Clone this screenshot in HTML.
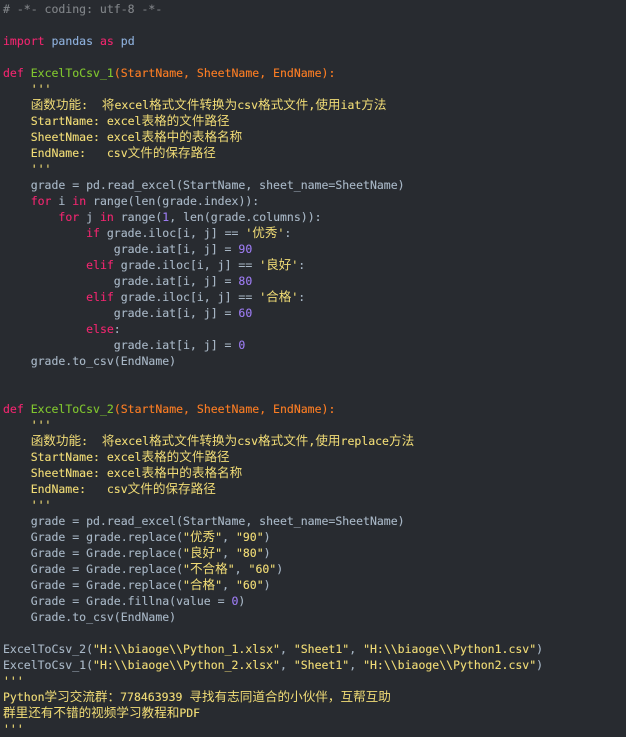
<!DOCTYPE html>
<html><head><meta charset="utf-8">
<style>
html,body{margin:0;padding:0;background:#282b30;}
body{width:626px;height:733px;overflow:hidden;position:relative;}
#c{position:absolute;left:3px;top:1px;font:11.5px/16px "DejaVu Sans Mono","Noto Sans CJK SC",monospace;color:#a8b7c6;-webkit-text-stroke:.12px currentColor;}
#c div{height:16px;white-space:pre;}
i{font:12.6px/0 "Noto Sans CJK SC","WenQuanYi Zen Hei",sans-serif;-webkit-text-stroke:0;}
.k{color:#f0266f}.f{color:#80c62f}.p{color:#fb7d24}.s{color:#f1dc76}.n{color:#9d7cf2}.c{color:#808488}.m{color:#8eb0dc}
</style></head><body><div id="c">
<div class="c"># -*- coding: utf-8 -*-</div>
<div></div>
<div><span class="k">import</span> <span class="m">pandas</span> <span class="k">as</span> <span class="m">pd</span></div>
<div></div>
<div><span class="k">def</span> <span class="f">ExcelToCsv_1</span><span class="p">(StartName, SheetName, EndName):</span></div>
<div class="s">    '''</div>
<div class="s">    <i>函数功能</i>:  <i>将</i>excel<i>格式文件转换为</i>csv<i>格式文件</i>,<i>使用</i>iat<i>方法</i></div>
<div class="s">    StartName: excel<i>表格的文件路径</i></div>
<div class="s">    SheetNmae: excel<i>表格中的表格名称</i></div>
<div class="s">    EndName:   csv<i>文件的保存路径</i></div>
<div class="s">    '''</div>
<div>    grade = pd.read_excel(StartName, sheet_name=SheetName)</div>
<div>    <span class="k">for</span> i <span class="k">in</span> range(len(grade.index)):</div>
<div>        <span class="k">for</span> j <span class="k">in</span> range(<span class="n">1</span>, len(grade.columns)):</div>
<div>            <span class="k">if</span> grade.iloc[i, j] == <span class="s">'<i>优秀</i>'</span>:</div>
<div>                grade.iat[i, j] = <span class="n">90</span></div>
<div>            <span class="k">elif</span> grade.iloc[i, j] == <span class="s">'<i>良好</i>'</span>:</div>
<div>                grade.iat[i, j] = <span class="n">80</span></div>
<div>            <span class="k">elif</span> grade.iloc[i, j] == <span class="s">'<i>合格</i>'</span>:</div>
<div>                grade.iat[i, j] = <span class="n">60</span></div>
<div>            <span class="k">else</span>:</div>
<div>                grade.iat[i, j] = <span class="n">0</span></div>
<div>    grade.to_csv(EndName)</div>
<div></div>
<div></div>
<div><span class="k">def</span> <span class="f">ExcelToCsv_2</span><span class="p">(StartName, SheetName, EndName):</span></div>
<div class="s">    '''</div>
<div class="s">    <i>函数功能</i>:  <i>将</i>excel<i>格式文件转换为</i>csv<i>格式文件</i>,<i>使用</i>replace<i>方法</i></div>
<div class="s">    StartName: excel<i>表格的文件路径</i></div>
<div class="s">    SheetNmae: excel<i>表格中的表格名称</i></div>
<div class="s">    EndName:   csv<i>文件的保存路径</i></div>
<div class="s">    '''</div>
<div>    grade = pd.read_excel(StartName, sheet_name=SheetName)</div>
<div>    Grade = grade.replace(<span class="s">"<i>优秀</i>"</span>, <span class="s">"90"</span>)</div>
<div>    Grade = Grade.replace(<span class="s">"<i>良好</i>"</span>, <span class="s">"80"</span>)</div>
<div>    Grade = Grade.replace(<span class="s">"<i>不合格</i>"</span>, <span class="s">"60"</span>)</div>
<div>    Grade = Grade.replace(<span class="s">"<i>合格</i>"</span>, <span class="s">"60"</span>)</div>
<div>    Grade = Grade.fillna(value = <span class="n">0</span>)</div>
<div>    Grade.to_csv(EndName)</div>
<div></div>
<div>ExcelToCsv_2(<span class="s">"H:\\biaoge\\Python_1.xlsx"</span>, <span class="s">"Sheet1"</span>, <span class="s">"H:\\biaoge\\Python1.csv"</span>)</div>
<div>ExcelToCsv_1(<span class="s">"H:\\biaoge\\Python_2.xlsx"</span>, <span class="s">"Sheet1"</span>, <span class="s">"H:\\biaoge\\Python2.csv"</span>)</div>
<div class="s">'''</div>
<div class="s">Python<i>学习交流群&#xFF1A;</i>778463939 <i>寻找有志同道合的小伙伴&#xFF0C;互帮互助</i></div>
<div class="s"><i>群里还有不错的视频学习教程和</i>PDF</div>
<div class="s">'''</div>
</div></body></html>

▶ **WHAT TO PRODUCE**
Omit every picture while copying the listing above exactly.

▶ **RESULT BELOW**
Clone this screenshot in HTML.
<!DOCTYPE html>
<html><head><meta charset="utf-8">
<style>
html,body{margin:0;padding:0;background:#282b30;}
body{width:626px;height:733px;overflow:hidden;position:relative;}
#c{position:absolute;left:3px;top:1px;font:11.5px/16px "DejaVu Sans Mono","Noto Sans CJK SC",monospace;color:#a8b7c6;-webkit-text-stroke:.12px currentColor;}
#c div{height:16px;white-space:pre;}
i{font:12.6px/0 "Noto Sans CJK SC","WenQuanYi Zen Hei",sans-serif;-webkit-text-stroke:0;}
.k{color:#f0266f}.f{color:#80c62f}.p{color:#fb7d24}.s{color:#f1dc76}.n{color:#9d7cf2}.c{color:#808488}.m{color:#8eb0dc}
</style></head><body><div id="c">
<div class="c"># -*- coding: utf-8 -*-</div>
<div></div>
<div><span class="k">import</span> <span class="m">pandas</span> <span class="k">as</span> <span class="m">pd</span></div>
<div></div>
<div><span class="k">def</span> <span class="f">ExcelToCsv_1</span><span class="p">(StartName, SheetName, EndName):</span></div>
<div class="s">    '''</div>
<div class="s">    <i>函数功能</i>:  <i>将</i>excel<i>格式文件转换为</i>csv<i>格式文件</i>,<i>使用</i>iat<i>方法</i></div>
<div class="s">    StartName: excel<i>表格的文件路径</i></div>
<div class="s">    SheetNmae: excel<i>表格中的表格名称</i></div>
<div class="s">    EndName:   csv<i>文件的保存路径</i></div>
<div class="s">    '''</div>
<div>    grade = pd.read_excel(StartName, sheet_name=SheetName)</div>
<div>    <span class="k">for</span> i <span class="k">in</span> range(len(grade.index)):</div>
<div>        <span class="k">for</span> j <span class="k">in</span> range(<span class="n">1</span>, len(grade.columns)):</div>
<div>            <span class="k">if</span> grade.iloc[i, j] == <span class="s">'<i>优秀</i>'</span>:</div>
<div>                grade.iat[i, j] = <span class="n">90</span></div>
<div>            <span class="k">elif</span> grade.iloc[i, j] == <span class="s">'<i>良好</i>'</span>:</div>
<div>                grade.iat[i, j] = <span class="n">80</span></div>
<div>            <span class="k">elif</span> grade.iloc[i, j] == <span class="s">'<i>合格</i>'</span>:</div>
<div>                grade.iat[i, j] = <span class="n">60</span></div>
<div>            <span class="k">else</span>:</div>
<div>                grade.iat[i, j] = <span class="n">0</span></div>
<div>    grade.to_csv(EndName)</div>
<div></div>
<div></div>
<div><span class="k">def</span> <span class="f">ExcelToCsv_2</span><span class="p">(StartName, SheetName, EndName):</span></div>
<div class="s">    '''</div>
<div class="s">    <i>函数功能</i>:  <i>将</i>excel<i>格式文件转换为</i>csv<i>格式文件</i>,<i>使用</i>replace<i>方法</i></div>
<div class="s">    StartName: excel<i>表格的文件路径</i></div>
<div class="s">    SheetNmae: excel<i>表格中的表格名称</i></div>
<div class="s">    EndName:   csv<i>文件的保存路径</i></div>
<div class="s">    '''</div>
<div>    grade = pd.read_excel(StartName, sheet_name=SheetName)</div>
<div>    Grade = grade.replace(<span class="s">"<i>优秀</i>"</span>, <span class="s">"90"</span>)</div>
<div>    Grade = Grade.replace(<span class="s">"<i>良好</i>"</span>, <span class="s">"80"</span>)</div>
<div>    Grade = Grade.replace(<span class="s">"<i>不合格</i>"</span>, <span class="s">"60"</span>)</div>
<div>    Grade = Grade.replace(<span class="s">"<i>合格</i>"</span>, <span class="s">"60"</span>)</div>
<div>    Grade = Grade.fillna(value = <span class="n">0</span>)</div>
<div>    Grade.to_csv(EndName)</div>
<div></div>
<div>ExcelToCsv_2(<span class="s">"H:\\biaoge\\Python_1.xlsx"</span>, <span class="s">"Sheet1"</span>, <span class="s">"H:\\biaoge\\Python1.csv"</span>)</div>
<div>ExcelToCsv_1(<span class="s">"H:\\biaoge\\Python_2.xlsx"</span>, <span class="s">"Sheet1"</span>, <span class="s">"H:\\biaoge\\Python2.csv"</span>)</div>
<div class="s">'''</div>
<div class="s">Python<i>学习交流群&#xFF1A;</i>778463939 <i>寻找有志同道合的小伙伴&#xFF0C;互帮互助</i></div>
<div class="s"><i>群里还有不错的视频学习教程和</i>PDF</div>
<div class="s">'''</div>
</div></body></html>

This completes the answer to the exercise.